Per non volendo tornare immediatamente alla Fornero, il Pd concentra le sue critiche sulla necessità di riformare quota 100, una riforma che favorisce chi ha avuto carriere lavorative lunghe e continuative, che hanno consentito loro di raggiungere l’obiettivo di 38 anni contributivi. Si tratta soprattutto di lavoratori maschi, che hanno lavorato in grande aziende e che quindi sono spesso del nord. «Una cosa è percorrere la strada di quota 100 con le iniquità che ha generato – ha scritto su Domani  Gianni Cuperlo – Altro è distinguere quelle categorie di lavori gravosi e pesanti per i quali è doveroso prevedere tempi e finestre di uscita compatibili col diritto alla salute di quelle persone».

I sindacati sono una delle forze potenzialmente più rilevanti in questa battaglia e sono schierati nettamente contro il ritorno alla Fornero. Cgil, Cisl e Uil hanno milioni di iscritti pensionati o in procinto di avvicinarsi all’età della pensione. Sabato scorso, in occasione della manifestazione antifascista in piazza San Giovanni, i sindacati hanno fatto una prova di forza, portando in piazza oltre 50mila persone, in buona parte iscritti alle federazione dei pensionati, e lanciando messaggi chiari dal palco. Per Maurizio Landini, segretario della Cgil, le proposte di riforma avanzate fino ad ora «Sono una presa in giro». I leader sindacali hanno promesso che non appena il dibattito inizierà sul serio i sindacati sono pronti ad avanzare la loro proposta di riforma.

I “forneriani”

Viste le poste elettorali in gioco e l’orientamento dell’opinione pubblica, non stupisce che il fronte di chi chiede un più rapido ritorno alla Fornero sia molto ridotto. Tra le forze di maggioranza, spicca Italia Viva, che chiede la cancellazione di Quota 100 pura e semplice, anche se il partito di Matteo Renzi ha già fatto sapere che non farà «barricate» sulle ipotesi di riforma. Accanto a loro si schiera la Confindustria di Carlo Bonomi, che ha definito quota 100 «un furto».
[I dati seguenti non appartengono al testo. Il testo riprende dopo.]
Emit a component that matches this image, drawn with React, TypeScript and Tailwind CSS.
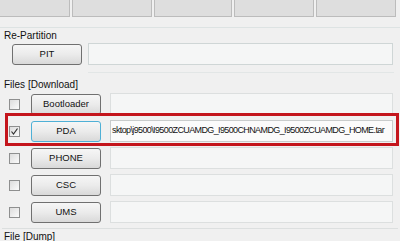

L’ingrato compito di prestare il proprio volto a una difficile soluzione è stato assunto dai tecnici, come il ministro dell’Economia Daniele Franco, a cui Draghi ha affidato lo scomodo ruolo di presentare la riforma nel corso di uno degli ultimi Consigli dei ministri.

Lo stesso Draghi, per il momento ha preferito non esporsi troppo. Quando a fine settembre gli era stato chiesto di quota 100, aveva risposto semplicemente: «È prematuro parlarne». È evidente che la proposta di Franco, ministro scelto dallo stesso Draghi, rappresenta la prima ipotesi di compromesso avanzata dal presidente del Consiglio. Ma Draghi non ha ancora dato segnali che sarà questa la linea del Piave su cui intende combattere la battaglia.

I prossimi passaggi

Siamo probabilmente soltanto alle prime fasi dello scontro. Il piano di quota 102 e 104 è stato illustrato nel corso di una riunione di maggioranza e del consiglio dei ministri che ha approvato il documento programmatico di bilancio. Serviranno altre riunioni per presentare proposte più strutturate. Visto che la materia è complicata, le varie forze presenteranno ulteriori ipotesi di riforma nei prossimi giorni. 
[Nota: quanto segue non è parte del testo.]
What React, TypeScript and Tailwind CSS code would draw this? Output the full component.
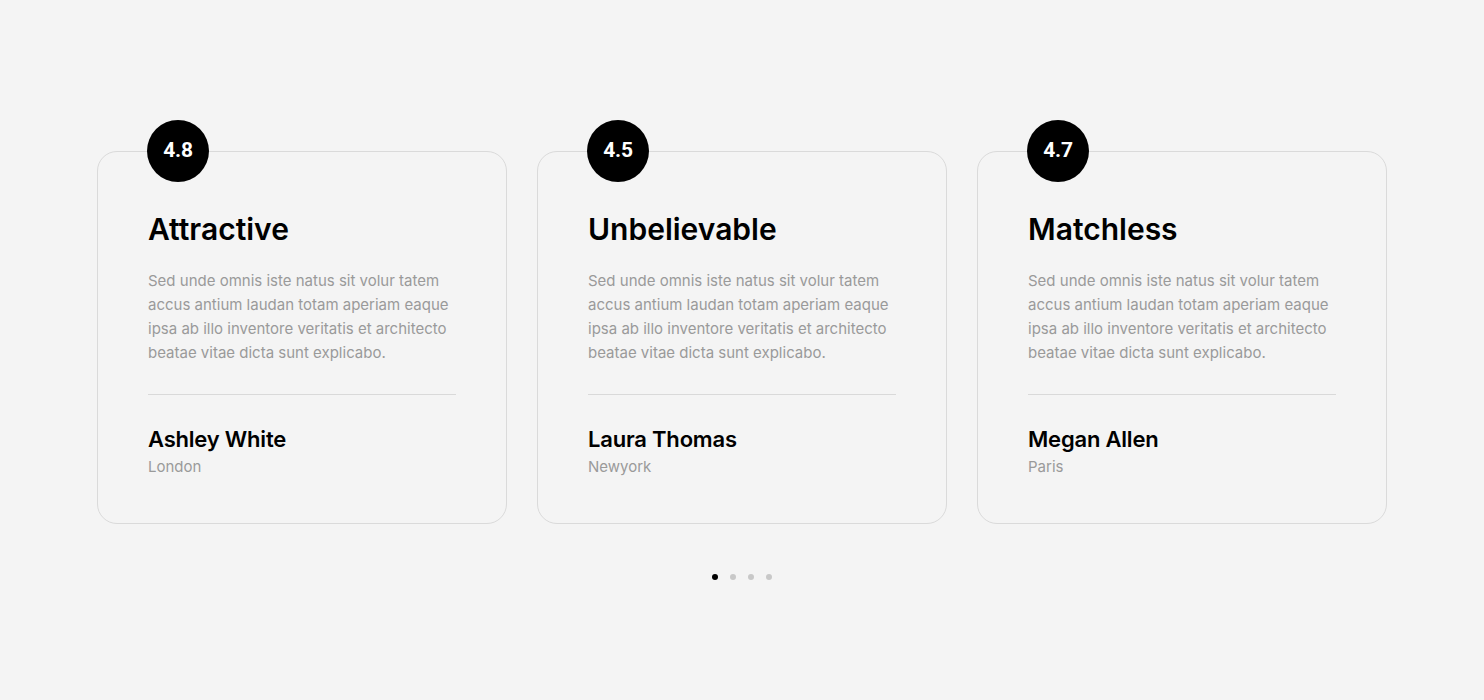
const reviews = [
  { rating: "4.8", title: "Attractive", name: "Ashley White", city: "London" },
  { rating: "4.5", title: "Unbelievable", name: "Laura Thomas", city: "Newyork" },
  { rating: "4.7", title: "Matchless", name: "Megan Allen", city: "Paris" },
];

const App = () => {
  return (
    <div className="min-h-[700px] w-full bg-[#f4f4f4] pt-[151px] font-['Inter',sans-serif]">
      <div className="flex justify-center gap-[30px]">
        {reviews.map((r) => (
          <div
            key={r.name}
            className="relative w-[410px] rounded-[20px] border border-[#dadada] px-[50px] pt-[59px] pb-[45px]"
          >
            {/* rating badge */}
            <div className="absolute left-[49px] top-[-32px] flex h-[62px] w-[62px] items-center justify-center rounded-full bg-black">
              <span className="font-['Roboto',sans-serif] text-[21px] font-bold tracking-[-0.3px] text-white">
                {r.rating}
              </span>
            </div>
            <h3 className="text-[30px] leading-[36px] font-semibold text-black">{r.title}</h3>
            <p className="mt-[22px] text-[15px] leading-[24px] text-[#9a9a9a]">
              Sed unde omnis iste natus sit volur tatem accus antium laudan totam aperiam eaque ipsa ab
              illo inventore veritatis et architecto beatae vitae dicta sunt explicabo.
            </p>
            <div className="mt-[29px] h-px bg-[#d9d9d9]" />
            <div className="mt-[30px] text-[22px] leading-[28px] font-semibold tracking-[-0.2px] text-black">
              {r.name}
            </div>
            <div className="mt-[3px] text-[15px] leading-[22px] text-[#9a9a9a]">{r.city}</div>
          </div>
        ))}
      </div>
      <div className="mt-[50px] flex justify-center gap-[12px]">
        <span className="h-[6px] w-[6px] rounded-full bg-black" />
        <span className="h-[6px] w-[6px] rounded-full bg-[#c8c8c8]" />
        <span className="h-[6px] w-[6px] rounded-full bg-[#c8c8c8]" />
        <span className="h-[6px] w-[6px] rounded-full bg-[#c8c8c8]" />
      </div>
    </div>
  );
};

export default App;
Pd e sindacati, probabilmente procederanno in maniera più o meno compatta, offrendo una soluzione di compromesso che pur superando quota 100 e le sue storture, offra diversi canali di pensione anticipata o altri ammortizzatori alle categorie più fragili, come donne e per chi ha svolto lavori usuranti.

La Lega dovrà decidere quanto porsi come antagonista del governo in questo scontro. Se, cioè, fare le barricate anche per cercare di ottenere spazio mediatico e recuperare la visibilità persa negli ultimi mesi, oppure se accettare un qualche compromesso più o meno annacquato.
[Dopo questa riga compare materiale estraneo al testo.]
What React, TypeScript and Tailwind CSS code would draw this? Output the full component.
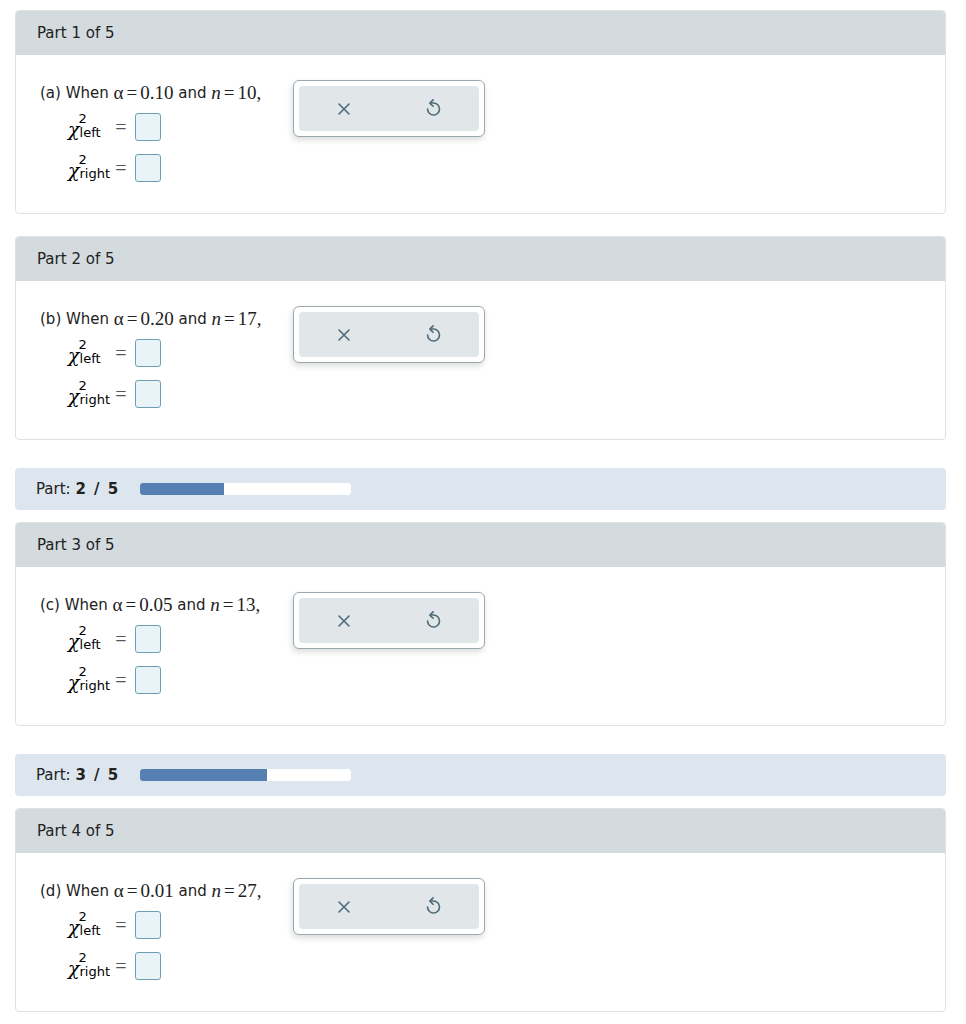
import React from "react";

const sans = "font-['Verdana','DejaVu_Sans',sans-serif]";
const serif = "font-['Liberation_Serif','Times_New_Roman',serif]";
const greek = "font-['DejaVu_Serif',serif]";

type Part = { num: number; letter: string; alpha: string; n: string };

const parts: Part[] = [
  { num: 1, letter: "a", alpha: "0.10", n: "10" },
  { num: 2, letter: "b", alpha: "0.20", n: "17" },
  { num: 3, letter: "c", alpha: "0.05", n: "13" },
  { num: 4, letter: "d", alpha: "0.01", n: "27" },
];

function XIcon() {
  return (
    <svg width="14" height="14" viewBox="0 0 14 14" fill="none" stroke="#4f6a78" strokeWidth="1.6" strokeLinecap="round">
      <path d="M2 2l10 10M12 2L2 12" />
    </svg>
  );
}

function UndoIcon() {
  return (
    <svg width="22" height="24" viewBox="0 0 24 26" fill="none" stroke="#4f6a78" strokeWidth="1.8" strokeLinecap="round" strokeLinejoin="round">
      <path d="M8.5 6.5h3a6.5 6.5 0 1 1-6.5 6.5" />
      <path d="M11 3L7.5 6.5L11 10" />
    </svg>
  );
}

function Chi({ sub }: { sub: string }) {
  return (
    <span className="inline-flex items-start h-[28px] whitespace-nowrap">
      <span className={`${greek} italic text-[19px] leading-none mt-[9px]`}>χ</span>
      <span className={`${sans} flex flex-col text-[13px] leading-[14px] mt-[1px]`}>
        <span className="ml-[-1px]">2</span>
        <span>{sub}</span>
      </span>
    </span>
  );
}

function AnswerRow({ sub }: { sub: string }) {
  return (
    <div className="flex items-center h-[28px]">
      <div className="w-[34px]">
        <Chi sub={sub} />
      </div>
      <span className={`${serif} w-[32px] pl-[6px] text-center text-[20px] text-[#555]`}>=</span>
      <span className="ml-[1px] w-[26px] h-[28px] rounded-[3px] border border-[#6c9fb3] bg-[#e9f4f9]" />
    </div>
  );
}

function PartCard({ part }: { part: Part }) {
  return (
    <div className="rounded-[4px] border border-[#dde2e5] bg-white overflow-hidden">
      <div className="h-[44px] bg-[#d4dbdf] flex items-center pl-[21px] text-[15px] text-[#222]">
        Part {part.num} of 5
      </div>
      <div className="flex items-start pl-[24px] pt-[25px] pb-[31px]">
        <div className="w-[253px]">
          <div className="mt-[2px] h-[22px] flex items-center text-[15px] text-[#222] whitespace-nowrap">
            ({part.letter}) When&nbsp;
            <span className={`${serif} text-[19px]`}>
              α<span className="mx-[3px]">=</span>
              {part.alpha}
            </span>
            &nbsp;and&nbsp;
            <span className={`${serif} text-[19px]`}>
              <i>n</i>
              <span className="mx-[3px]">=</span>
              {part.n},
            </span>
          </div>
          <div className="pl-[28px] mt-[9px] flex flex-col gap-[13px]">
            <AnswerRow sub="left" />
            <AnswerRow sub="right" />
          </div>
        </div>
        <div className="w-[192px] h-[57px] rounded-[6px] border border-[#9aa9b0] bg-white p-[5px] shadow-[-1px_3px_6px_rgba(0,0,0,0.14)]">
          <div className="h-full rounded-[4px] bg-[#e1e6e9] grid grid-cols-2">
            <div className="flex items-center justify-center">
              <XIcon />
            </div>
            <div className="flex items-center justify-center">
              <UndoIcon />
            </div>
          </div>
        </div>
      </div>
    </div>
  );
}

function Progress({ done }: { done: number }) {
  return (
    <div className="h-[42px] rounded-[4px] bg-[#dde6ee] flex items-center pl-[21px] text-[15px] text-[#222]">
      <span className="w-[104px] whitespace-nowrap">
        Part: <b className="tracking-[1.5px]">{done}&nbsp;/&nbsp;5</b>
      </span>
      <div className="w-[211px] h-[12px] rounded-[3px] bg-white overflow-hidden">
        <div className="h-full bg-[#5580b1]" style={{ width: `${(done / 5) * 100}%` }} />
      </div>
    </div>
  );
}

export default function App() {
  return (
    <div className={`${sans} bg-white min-h-screen pt-[10px] pl-[15px] w-[946px]`}>
      <PartCard part={parts[0]} />
      <div className="mt-[22px]">
        <PartCard part={parts[1]} />
      </div>
      <div className="mt-[28px]">
        <Progress done={2} />
      </div>
      <div className="mt-[12px]">
        <PartCard part={parts[2]} />
      </div>
      <div className="mt-[28px]">
        <Progress done={3} />
      </div>
      <div className="mt-[12px]">
        <PartCard part={parts[3]} />
      </div>
    </div>
  );
}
Draghi, infine, cercherà di capire quanta resistenza partiti e sindacati sono davvero disposti a fare alla sua prima ipotesi di compromesso. La sua apertura, quota 102 e quota 104, è relativamente generosa, soprattutto rispetto a quanto chiedono forze come Italia Viva o Confindustria. Se a questa base dovessero venire aggiunte ulteriori misure a favore delle categorie fragili, Draghi potrebbe ottenere il sostegno anche di Pd e sindacati.

Se questi ultimi, invece, dovranno irrigidirsi, la posizione di Draghi si farà più complicata. Il presidente del Consiglio dovrà decidere se andare allo scontro con una parte cospicua della sua maggioranza, oppure sconfessare almeno parzialmente i suoi tecnici e presentare una proposta ancora più generosa.

Tutto questo probabilmente confluirà nella legge di stabilità, la manovra economica che andrà approvata prima della fine dell’anno.